» **GIVEN EXERCISE**: Quote every line below exactly and skip any picture.

.....

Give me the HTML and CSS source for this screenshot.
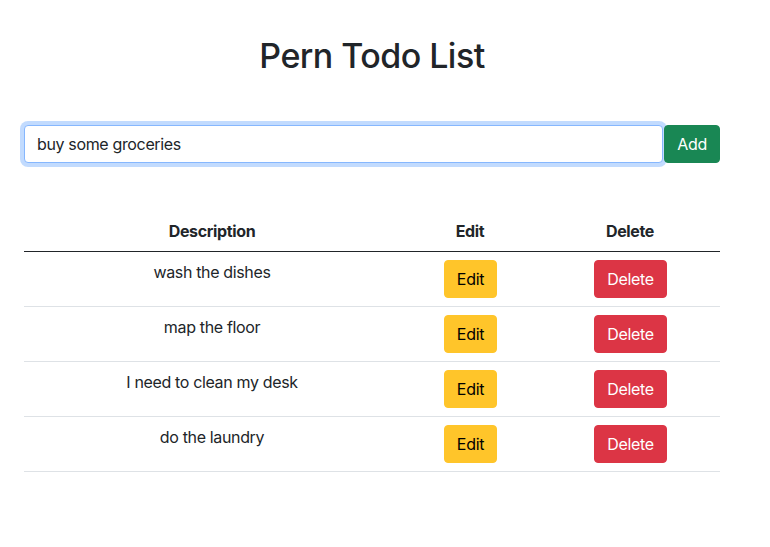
FILE: index.html
```html
<!DOCTYPE html>
<html>
<head>
<meta charset="utf-8">
<link rel="stylesheet" href="styles.css">
</head>
<body>
<div class="container">
  <h1 class="title">Pern Todo List</h1>
  <form class="add-form">
    <input class="text-input" type="text" value="buy some groceries">
    <button type="button" class="btn btn-success">Add</button>
  </form>
  <table class="todo-table">
    <thead>
      <tr>
        <th class="col-desc">Description</th>
        <th class="col-edit">Edit</th>
        <th class="col-del">Delete</th>
      </tr>
    </thead>
    <tbody>
      <tr>
        <td>wash the dishes</td>
        <td><button type="button" class="btn btn-warning">Edit</button></td>
        <td><button type="button" class="btn btn-danger">Delete</button></td>
      </tr>
      <tr>
        <td>map the floor</td>
        <td><button type="button" class="btn btn-warning">Edit</button></td>
        <td><button type="button" class="btn btn-danger">Delete</button></td>
      </tr>
      <tr>
        <td>I need to clean my desk</td>
        <td><button type="button" class="btn btn-warning">Edit</button></td>
        <td><button type="button" class="btn btn-danger">Delete</button></td>
      </tr>
      <tr>
        <td>do the laundry</td>
        <td><button type="button" class="btn btn-warning">Edit</button></td>
        <td><button type="button" class="btn btn-danger">Delete</button></td>
      </tr>
    </tbody>
  </table>
</div>
</body>
</html>
```

FILE: styles.css
```css
* { box-sizing: border-box; }
html, body {
  margin: 0;
  padding: 0;
  background: #fff;
}
body {
  font-family: Inter, "Noto Sans", "Liberation Sans", sans-serif;
  font-size: 16px;
  line-height: 1.5;
  color: #212529;
  letter-spacing: -0.35px;
}
.container {
  width: 696px;
  margin-left: 24px;
  padding-top: 32px;
}
.title {
  margin: 0;
  font-size: 34px;
  font-weight: 500;
  line-height: 48px;
  text-align: center;
  letter-spacing: -0.55px;
}
.add-form {
  display: flex;
  margin-top: 45px;
}
.text-input {
  flex: 1;
  height: 38px;
  padding: 6px 12px;
  font-family: inherit;
  font-size: 16px;
  letter-spacing: -0.35px;
  color: #212529;
  border: 1px solid #86b7fe;
  border-radius: 4px;
  box-shadow: 0 0 0 4px rgba(13, 110, 253, 0.25);
  outline: none;
}
.btn {
  display: inline-block;
  height: 38px;
  padding: 6px 12px;
  font-family: inherit;
  font-size: 16px;
  letter-spacing: -0.3px;
  line-height: 24px;
  border: 1px solid transparent;
  border-radius: 4px;
  cursor: pointer;
}
.add-form .btn { margin-left: 1px; }
.todo-table .btn { margin-left: 1px; }
.btn-success { background: #198754; border-color: #198754; color: #fff; }
.btn-warning { background: #ffc52a; border-color: #ffc52a; color: #000; }
.btn-danger { background: #dc3545; border-color: #dc3545; color: #fff; }
.todo-table {
  width: 100%;
  margin-top: 48px;
  border-collapse: collapse;
  text-align: center;
}
.todo-table th,
.todo-table td {
  padding: 8px;
  vertical-align: top;
  border-bottom: 1px solid #dee2e6;
}
.todo-table th {
  font-weight: 700;
  border-bottom-color: #212529;
}
.col-desc { width: 376px; }
.col-edit { width: 140px; }
.col-del { width: 180px; }
```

.....

» **THE RESULT**:
Give me the HTML and CSS source for this screenshot.
FILE: index.html
```html
<!DOCTYPE html>
<html>
<head>
<meta charset="utf-8">
<link rel="stylesheet" href="styles.css">
</head>
<body>
<div class="container">
  <h1 class="title">Pern Todo List</h1>
  <form class="add-form">
    <input class="text-input" type="text" value="buy some groceries">
    <button type="button" class="btn btn-success">Add</button>
  </form>
  <table class="todo-table">
    <thead>
      <tr>
        <th class="col-desc">Description</th>
        <th class="col-edit">Edit</th>
        <th class="col-del">Delete</th>
      </tr>
    </thead>
    <tbody>
      <tr>
        <td>wash the dishes</td>
        <td><button type="button" class="btn btn-warning">Edit</button></td>
        <td><button type="button" class="btn btn-danger">Delete</button></td>
      </tr>
      <tr>
        <td>map the floor</td>
        <td><button type="button" class="btn btn-warning">Edit</button></td>
        <td><button type="button" class="btn btn-danger">Delete</button></td>
      </tr>
      <tr>
        <td>I need to clean my desk</td>
        <td><button type="button" class="btn btn-warning">Edit</button></td>
        <td><button type="button" class="btn btn-danger">Delete</button></td>
      </tr>
      <tr>
        <td>do the laundry</td>
        <td><button type="button" class="btn btn-warning">Edit</button></td>
        <td><button type="button" class="btn btn-danger">Delete</button></td>
      </tr>
    </tbody>
  </table>
</div>
</body>
</html>
```

FILE: styles.css
```css
* { box-sizing: border-box; }
html, body {
  margin: 0;
  padding: 0;
  background: #fff;
}
body {
  font-family: Inter, "Noto Sans", "Liberation Sans", sans-serif;
  font-size: 16px;
  line-height: 1.5;
  color: #212529;
  letter-spacing: -0.35px;
}
.container {
  width: 696px;
  margin-left: 24px;
  padding-top: 32px;
}
.title {
  margin: 0;
  font-size: 34px;
  font-weight: 500;
  line-height: 48px;
  text-align: center;
  letter-spacing: -0.55px;
}
.add-form {
  display: flex;
  margin-top: 45px;
}
.text-input {
  flex: 1;
  height: 38px;
  padding: 6px 12px;
  font-family: inherit;
  font-size: 16px;
  letter-spacing: -0.35px;
  color: #212529;
  border: 1px solid #86b7fe;
  border-radius: 4px;
  box-shadow: 0 0 0 4px rgba(13, 110, 253, 0.25);
  outline: none;
}
.btn {
  display: inline-block;
  height: 38px;
  padding: 6px 12px;
  font-family: inherit;
  font-size: 16px;
  letter-spacing: -0.3px;
  line-height: 24px;
  border: 1px solid transparent;
  border-radius: 4px;
  cursor: pointer;
}
.add-form .btn { margin-left: 1px; }
.todo-table .btn { margin-left: 1px; }
.btn-success { background: #198754; border-color: #198754; color: #fff; }
.btn-warning { background: #ffc52a; border-color: #ffc52a; color: #000; }
.btn-danger { background: #dc3545; border-color: #dc3545; color: #fff; }
.todo-table {
  width: 100%;
  margin-top: 48px;
  border-collapse: collapse;
  text-align: center;
}
.todo-table th,
.todo-table td {
  padding: 8px;
  vertical-align: top;
  border-bottom: 1px solid #dee2e6;
}
.todo-table th {
  font-weight: 700;
  border-bottom-color: #212529;
}
.col-desc { width: 376px; }
.col-edit { width: 140px; }
.col-del { width: 180px; }
```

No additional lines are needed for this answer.